Slammed by the European debt debacle and turbulence in the financial markets, the New York securities industry could slash another 10,000 jobs by the end of next year, a new report from the New York State Comptroller estimated on Tuesday.
The potential job cuts and shrinking bonuses are likely be very painful for the New York City and New York State economies, which rely heavily on the financial services industry.
In his 2011 annual report on the securities industry, New York State Comptroller Thomas DiNapoli said employers could cut nearly 10,000 jobs by the end of 2012 -- bringing total industry job losses to 32,000 since January 2008.
The securities industry has lost 4,100 jobs through August, wiping out many of the 9,900 job gains between January 2010 and April 2011, the Office of the State Comptroller report said.

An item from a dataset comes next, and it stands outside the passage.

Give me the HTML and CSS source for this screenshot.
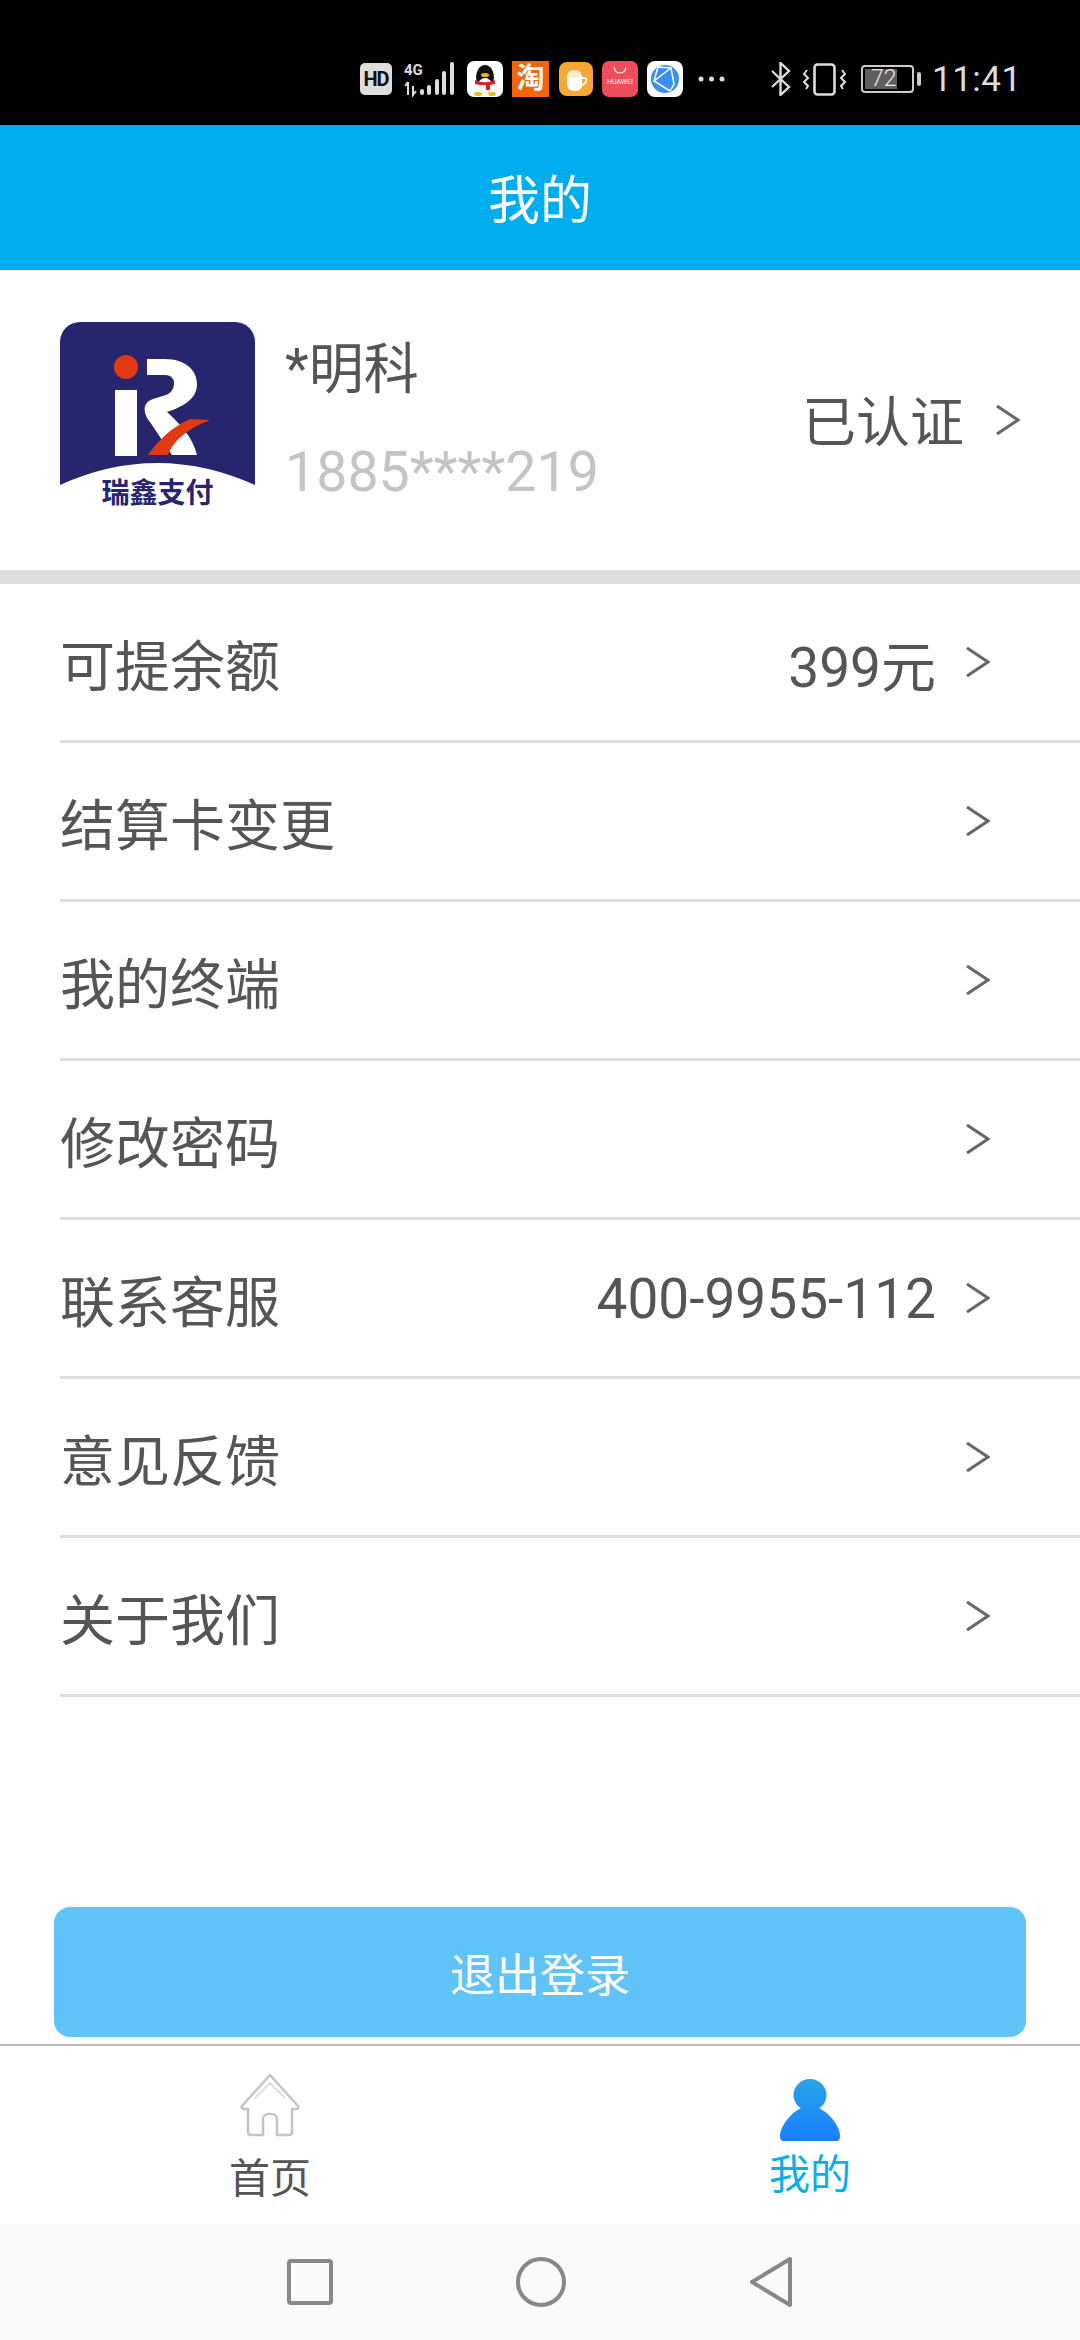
FILE: index.html
```html
<!DOCTYPE html>
<html lang="zh-CN">
<head>
  <meta charset="UTF-8" />
  <meta name="viewport" content="width=device-width, initial-scale=1.0"/>
  <title>我的</title>
  <link rel="stylesheet" href="styles.css">
</head>
<body>
  <div class="statusbar">
    <span class="hd">HD</span>
    <svg class="signal" width="53" height="36" viewBox="0 0 53 36">
      <text x="0" y="14" class="net">4G</text>
      <path d="M4 21v13M1 25l3-4M9 25v9l3-4" class="sig-thin"/>
      <g fill="#ddd">
        <rect x="16" y="28" width="4" height="6" rx="2"/>
        <rect x="23" y="24" width="4" height="10" rx="2"/>
        <rect x="31" y="18" width="4" height="16" rx="2"/>
        <rect x="38" y="10" width="4" height="24" rx="2"/>
        <rect x="46" y="1" width="4" height="33" rx="2"/>
      </g>
    </svg>
    <svg class="app qq" width="36" height="36" viewBox="0 0 36 36">
      <rect width="36" height="36" rx="7" fill="#fff"/>
      <ellipse cx="18" cy="16" rx="9" ry="12" fill="#111"/>
      <ellipse cx="18" cy="25" rx="7" ry="8" fill="#fff"/>
      <ellipse cx="18" cy="14" rx="4" ry="2" fill="#f5b81c"/>
      <path d="M8 19c6 3 14 3 20 0v4l-5 1v5h-4v-5c-4 0-8 0-11-1z" fill="#e02020"/>
      <ellipse cx="11" cy="33" rx="4" ry="2" fill="#f5b81c"/>
      <ellipse cx="25" cy="33" rx="4" ry="2" fill="#f5b81c"/>
    </svg>
    <span class="app tao">淘</span>
    <svg class="app cup" width="34" height="34" viewBox="0 0 34 34">
      <rect width="34" height="34" rx="8" fill="#f7a733"/>
      <path d="M8 13h15v10c0 4-3 6-7 6s-8-2-8-6z" fill="#fff"/>
      <ellipse cx="15.500" cy="12" rx="7" ry="4" fill="#fdeccb"/>
      <path d="M23 16h3c2 0 2 6-3 7" fill="none" stroke="#fff" stroke-width="2"/>
    </svg>
    <span class="app huawei">
      <svg width="14" height="7" viewBox="0 0 14 7"><path d="M1 0c1 8 11 8 12 0" fill="none" stroke="#fff" stroke-width="1.200"/></svg>
      <em>HUAWEI</em>
    </span>
    <svg class="app" width="36" height="36" viewBox="0 0 36 36">
      <rect width="36" height="36" rx="8" fill="#fff"/>
      <circle cx="18" cy="18" r="14" fill="#3a8ff0"/>
      <path d="M11 6l-4 14 16 10M7 20l17-13M11 6l13 1 3 16-4 7" fill="none" stroke="#fff" stroke-width="1.500"/>
    </svg>
    <svg class="more" width="27" height="6" viewBox="0 0 27 6">
      <circle cx="3" cy="3" r="2.500"/><circle cx="13.500" cy="3" r="2.500"/><circle cx="24" cy="3" r="2.500"/>
    </svg>
    <svg class="bt" width="21" height="34" viewBox="0 0 21 34">
      <path d="M2 9l17 16-8.500 8V1L19 9 2 25" fill="none" stroke="#ddd" stroke-width="2.400"/>
    </svg>
    <svg class="vibrate" width="43" height="33" viewBox="0 0 43 33">
      <rect x="11.500" y="1.500" width="20" height="30" rx="3" fill="none" stroke="#ddd" stroke-width="2.600"/>
      <path d="M4 7l-3 4 4 4-4 4 4 4-2 3M39 7l3 4-4 4 4 4-4 4 2 3" fill="none" stroke="#ddd" stroke-width="2"/>
    </svg>
    <span class="battery"><span class="level">72</span></span>
    <span class="nib"></span>
    <span class="clock">11:41</span>
  </div>

  <div class="header">我的</div>

  <div class="profile">
    <svg class="logo" width="195" height="190" viewBox="0 0 195 190">
      <path d="M0 20a20 20 0 0 1 20-20H175a20 20 0 0 1 20 20V163Q97 119 0 163Z" fill="#28256f"/>
      <circle cx="66" cy="45" r="12" fill="#e03a12"/>
      <rect x="55" y="68" width="22" height="66" fill="#fff"/>
      <path d="M87 37H105C125 37 137 48 137 62C137 76 125 84 107 90C118 100 133 115 137 133H112L90 100C82 90 83 80 93 77L106 73C116 70 118 53 105 53H87Z" fill="#fff"/>
      <path d="M88 133H108C113 120 125 108 150 98L130 97C112 105 98 118 88 133Z" fill="#e03a12"/>
      <text x="97.500" y="181" text-anchor="middle" class="logo-text">瑞鑫支付</text>
    </svg>
    <div class="who">
      <div class="name">*明科</div>
      <div class="phone">1885****219</div>
    </div>
    <div class="verified">已认证</div>
    <svg class="chevron" width="24" height="30" viewBox="0 0 24 30"><path d="M1 1l21 14L1 29" /></svg>
  </div>

  <div class="menu">
    <div class="row"><span class="label">可提余额</span><span class="value">399元</span><svg class="chevron" width="24" height="30" viewBox="0 0 24 30"><path d="M1 1l21 14L1 29" /></svg></div>
    <div class="row"><span class="label">结算卡变更</span><svg class="chevron" width="24" height="30" viewBox="0 0 24 30"><path d="M1 1l21 14L1 29" /></svg></div>
    <div class="row"><span class="label">我的终端</span><svg class="chevron" width="24" height="30" viewBox="0 0 24 30"><path d="M1 1l21 14L1 29" /></svg></div>
    <div class="row"><span class="label">修改密码</span><svg class="chevron" width="24" height="30" viewBox="0 0 24 30"><path d="M1 1l21 14L1 29" /></svg></div>
    <div class="row"><span class="label">联系客服</span><span class="value">400-9955-112</span><svg class="chevron" width="24" height="30" viewBox="0 0 24 30"><path d="M1 1l21 14L1 29" /></svg></div>
    <div class="row"><span class="label">意见反馈</span><svg class="chevron" width="24" height="30" viewBox="0 0 24 30"><path d="M1 1l21 14L1 29" /></svg></div>
    <div class="row"><span class="label">关于我们</span><svg class="chevron" width="24" height="30" viewBox="0 0 24 30"><path d="M1 1l21 14L1 29" /></svg></div>
  </div>

  <button class="logout">退出登录</button>

  <div class="tabbar">
    <div class="tab">
      <svg width="60" height="64" viewBox="0 0 60 64">
        <path d="M30 2L58 33c1 2 0 3-3 3H52V59c0 2-1 3-3 3H37V46c0-7-14-7-14 0V62H11c-2 0-3-1-3-3V36H5c-3 0-4-1-3-3Z" fill="none" stroke="#c4c4c4" stroke-width="2.500" stroke-linejoin="round"/>
        <path d="M15 25L30 10 45 25" fill="none" stroke="#d4d4d4" stroke-width="1.500"/>
      </svg>
      <span>首页</span>
    </div>
    <div class="tab active">
      <svg width="62" height="62" viewBox="0 0 62 62">
        <defs>
          <linearGradient id="person" gradientUnits="userSpaceOnUse" x1="0" y1="0" x2="0" y2="62">
            <stop offset="0" stop-color="#27a6e8"/>
            <stop offset="1" stop-color="#1a7eff"/>
          </linearGradient>
        </defs>
        <ellipse cx="31" cy="16" rx="16.500" ry="16" fill="url(#person)"/>
        <path d="M31 27C46 27 61 46 61 57C61 60 60 62 57 62H5C2 62 1 60 1 57C1 46 16 27 31 27Z" fill="url(#person)"/>
      </svg>
      <span>我的</span>
    </div>
  </div>

  <div class="navbar">
    <svg width="46" height="46" viewBox="0 0 46 46"><rect x="2" y="2" width="42" height="42" rx="2"/></svg>
    <svg width="50" height="50" viewBox="0 0 50 50"><circle cx="25" cy="25" r="23"/></svg>
    <svg width="44" height="50" viewBox="0 0 44 50"><path d="M41 2V48L3 25Z"/></svg>
  </div>
</body>
</html>
```

FILE: styles.css
```css
* {
  box-sizing: border-box;
}

body {
  margin: 0;
  width: 1080px;
  height: 2340px;
  display: flex;
  flex-direction: column;
  overflow: hidden;
  background-color: #fff;
  color: #555;
  font-family: Roboto, "Noto Sans CJK SC", sans-serif;
}

/* status bar */
.statusbar {
  height: 125px;
  flex-shrink: 0;
  background-color: #000;
  color: #ddd;
  display: flex;
  align-items: center;
  padding: 33px 0 0 360px;
}

.hd {
  width: 32px;
  height: 32px;
  border-radius: 5px;
  background-color: #ddd;
  color: #111;
  font-size: 20px;
  font-weight: 700;
  line-height: 32px;
  text-align: center;
  letter-spacing: -1px;
}

.signal {
  margin-left: 12px;
}

.net {
  font-size: 15px;
  font-weight: 700;
  fill: #ddd;
}

.sig-thin {
  fill: none;
  stroke: #ddd;
  stroke-width: 2;
}

.app {
  margin-left: 9px;
  flex-shrink: 0;
}

.qq {
  margin-left: 10px;
}

.cup {
  margin-left: 10px;
}

.tao {
  width: 37px;
  height: 36px;
  background-color: #f2650a;
  color: #fff;
  font-size: 28px;
  font-weight: 700;
  line-height: 36px;
  text-align: center;
}

.huawei {
  width: 36px;
  height: 36px;
  border-radius: 7px;
  background-color: #ef4c5c;
  color: #fff;
  display: flex;
  flex-direction: column;
  align-items: center;
  padding-top: 6px;
}

.huawei svg {
  display: block;
}

.huawei em {
  font-size: 7px;
  font-style: normal;
  line-height: 12px;
  margin-top: 2px;
}

.more {
  margin-left: 15px;
  flex-shrink: 0;
  fill: #ddd;
}

.bt {
  margin-left: 45px;
  flex-shrink: 0;
}

.vibrate {
  margin-left: 12px;
  flex-shrink: 0;
}

.battery {
  width: 53px;
  height: 28px;
  margin-left: 15px;
  flex-shrink: 0;
  border: 2px solid #ccc;
  border-radius: 4px;
  padding: 2px;
  display: flex;
}

.level {
  width: 72%;
  background-color: #5e5e5e;
  color: #e8e8e8;
  font-size: 23px;
  line-height: 20px;
  font-weight: 300;
  text-indent: 6px;
  white-space: nowrap;
}

.nib {
  width: 4px;
  height: 14px;
  margin-left: 3px;
  flex-shrink: 0;
  border-radius: 2px;
  background-color: #ccc;
}

.clock {
  margin-left: 11px;
  font-size: 35px;
  letter-spacing: 0.500px;
  white-space: nowrap;
}

/* title */
.header {
  height: 145px;
  flex-shrink: 0;
  background-color: #00aeef;
  color: #fff;
  font-size: 52px;
  line-height: 154px;
  text-align: center;
}

/* profile */
.profile {
  height: 300px;
  flex-shrink: 0;
  display: flex;
  align-items: center;
  padding: 0 60px;
}

.logo {
  flex-shrink: 0;
  margin-top: -6px;
}

.logo-text {
  font-size: 28px;
  font-weight: 700;
  fill: #28256f;
}

.who {
  flex: 1;
  margin-left: 30px;
  padding-top: 2px;
}

.name {
  font-size: 55px;
  line-height: 70px;
  margin-bottom: 34px;
}

.phone {
  font-size: 55.500px;
  line-height: 70px;
  color: #c4c4c4;
}

.verified {
  font-size: 54px;
  margin: 0 32px 4px 0;
}

.chevron {
  flex-shrink: 0;
  fill: none;
  stroke: #666;
  stroke-width: 3;
}

/* list */
.menu {
  flex-shrink: 0;
  border-top: 14px solid #ddd;
}

.row {
  height: 159px;
  margin-left: 60px;
  padding-right: 90px;
  border-bottom: 3px solid #ddd;
  display: flex;
  align-items: center;
  font-size: 55px;
}

.label {
  flex: 1;
}

.value {
  margin: 2px 30px 0 0;
}

/* button + tabs */
.logout {
  height: 130px;
  flex-shrink: 0;
  margin: auto 54px 7px;
  border: none;
  border-radius: 16px;
  background-color: #60c4f9;
  color: #fff;
  font-family: inherit;
  font-size: 45px;
}

.tabbar {
  height: 180px;
  flex-shrink: 0;
  display: grid;
  grid-template-columns: 1fr 1fr;
  border-top: 2px solid #bbb;
}

.tab {
  display: flex;
  flex-direction: column;
  align-items: center;
  padding-top: 27px;
  font-size: 41px;
  line-height: 48px;
  color: #555;
}

.tab svg {
  display: block;
  margin-bottom: 18px;
}

.tab.active {
  padding-top: 33px;
  color: #0aaee8;
}

.tab.active svg {
  margin-bottom: 10px;
}

.navbar {
  height: 116px;
  flex-shrink: 0;
  background-color: #fafafa;
  display: grid;
  grid-template-columns: 46px 50px 44px;
  column-gap: 183px;
  justify-content: center;
  align-items: center;
}

.navbar svg {
  fill: none;
  stroke: #888;
  stroke-width: 4;
  stroke-linejoin: round;
}
```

“The securities industry had a strong start to 2011, but its prospects have cooled considerably for the second half of this year,” DiNapoli said a statement. “It now seems likely that profits will fall sharply, job losses will continue, and bonuses will be smaller than last year. These developments will have a rippling effect through the economy and adversely impact State and City tax collections.”
According to the OSC, securities-related activities accounted for 14% of New York State’s tax revenues and nearly 7% of New York City’s. One in eight jobs in the city and 1 in 13 are tied to the industry.
Moreover, the report said each job gained or lost in the industry leads to the creation or loss of almost two additional jobs in other industries in New York City.
“As we know, when Wall Street slows, New York City and New York State’s budgets feel the impact and that is a concern,” DiNapoli said.
Investment banks are forecasted to report big declines in third-quarter earnings in the coming weeks due to big trading losses in the financial markets. On the other hand, retail banks appear to have weathered the storm better.
Profits for member firms of the New York Stock Exchange are seen tumbling to $18 billion in 2011, marking a one-third decline from the year before.
The OSC said the expected new job cuts are due to the current debt crisis in Europe, the “sluggish” domestic economy, turbulence in the stock markets and regulatory changes aimed at forcing banks to be less risky.
Like many analysts, the OSC said cash bonuses are expected to shrink this year, marking the second-straight year of declines. On the other hand, it said the average salary in the securities industry jumped by 16.1% last year to $361,330, compared with an average salary of $66,120 in the private sector.